- _WRITTEN REQUEST_: Scan the material below for the string "index", and copy every line where it shows up.

+---+

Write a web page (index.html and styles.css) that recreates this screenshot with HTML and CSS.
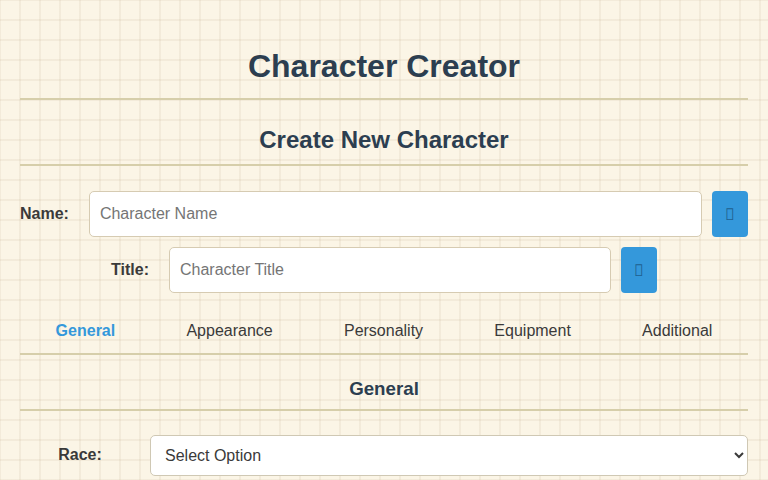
FILE: index.html
```html
<!DOCTYPE html>
<html lang="en">
<head>
    <meta charset="UTF-8">
    <title>Character Creator</title>
    <link rel="stylesheet" href="styles.css">
</head>
<body>
<div class="container">
    <h1 class="page-title">Character Creator</h1>
    <h2 class="form-title">Create New Character</h2>
    <div class="name-row">
        <label class="name-label" for="name">Name:</label>
        <input class="name-input" id="name" type="text" placeholder="Character Name">
        <button class="dice-btn" type="button"><i class="icon">&#xf522;</i></button>
    </div>
    <div class="name-row name-row-center">
        <label class="name-label" for="title">Title:</label>
        <input class="name-input title-input" id="title" type="text" placeholder="Character Title">
        <button class="dice-btn" type="button"><i class="icon">&#xf522;</i></button>
    </div>
    <div class="tabs">
        <a class="tab active" href="#">General</a>
        <a class="tab" href="#">Appearance</a>
        <a class="tab" href="#">Personality</a>
        <a class="tab" href="#">Equipment</a>
        <a class="tab" href="#">Additional</a>
    </div>
    <h3 class="section-title">General</h3>
    <div class="field">
        <label class="field-label" for="race">Race:</label>
        <select class="field-select" id="race">
            <option>Select Option</option>
        </select>
    </div>
</div>
</body>
</html>
```

FILE: styles.css
```css
* {
    box-sizing: border-box;
}
body {
    margin: 0;
    font-family: "Liberation Sans", Arial, sans-serif;
    color: #3a3a3a;
    background-color: #fbf5e6;
    background-image:
        linear-gradient(rgba(190, 175, 140, 0.14) 2px, transparent 2px),
        linear-gradient(90deg, rgba(190, 175, 140, 0.14) 2px, transparent 2px);
    background-size: 20px 20px;
    background-position: -1px -1px;
}
.container {
    padding: 20px;
}
.page-title {
    margin: 28px 0 26px 0;
    padding-bottom: 13px;
    text-align: center;
    font-size: 32px;
    line-height: 37px;
    color: #2c3e50;
    border-bottom: 2px solid #d6ceaa;
}
.form-title {
    margin: 0 0 25px 0;
    padding-bottom: 11px;
    text-align: center;
    font-size: 24px;
    line-height: 27px;
    color: #2c3e50;
    border-bottom: 2px solid #d6ceaa;
}
.name-row {
    display: flex;
    align-items: center;
    gap: 10px;
    margin-bottom: 10px;
}
.name-row-center {
    justify-content: center;
}
.name-label {
    margin-right: 10px;
    font-size: 16px;
    font-weight: bold;
}
.name-input {
    flex: 1;
    height: 46px;
    padding: 0 10px;
    font-family: inherit;
    font-size: 16px;
    background: #ffffff;
    border: 1px solid #d6cbb2;
    border-radius: 5px;
}
.title-input {
    flex: none;
    width: 442px;
}
.dice-btn {
    width: 36px;
    height: 46px;
    padding: 0;
    font-family: "Noto Sans", sans-serif;
    font-size: 16px;
    color: #1f5f8f;
    background: #3498db;
    border: none;
    border-radius: 4px;
}
.icon {
    font-style: normal;
}
.tabs {
    display: flex;
    justify-content: space-around;
    margin-top: 18px;
    border-bottom: 2px solid #d6ceaa;
}
.tab {
    padding: 11px 0 13px 0;
    font-size: 16px;
    line-height: 18px;
    color: #3a3a3a;
    text-decoration: none;
}
.tab.active {
    font-weight: bold;
    color: #3498db;
}
.section-title {
    margin: 23px 0 24px 0;
    padding-bottom: 9px;
    text-align: center;
    font-size: 18.72px;
    line-height: 22px;
    color: #2c3e50;
    border-bottom: 2px solid #d6ceaa;
}
.field {
    display: flex;
    align-items: center;
    gap: 10px;
}
.field-label {
    width: 120px;
    margin-top: -2px;
    text-align: center;
    font-size: 16px;
    font-weight: bold;
}
.field-select {
    flex: 1;
    height: 41px;
    padding: 10px;
    font-family: inherit;
    font-size: 16px;
    color: #3a3a3a;
    background: #ffffff;
    border: 1px solid #cfc8b4;
    border-radius: 5px;
}
```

+---+

- _COMPLETED EXERCISE_:
Write a web page (index.html and styles.css) that recreates this screenshot with HTML and CSS.
FILE: index.html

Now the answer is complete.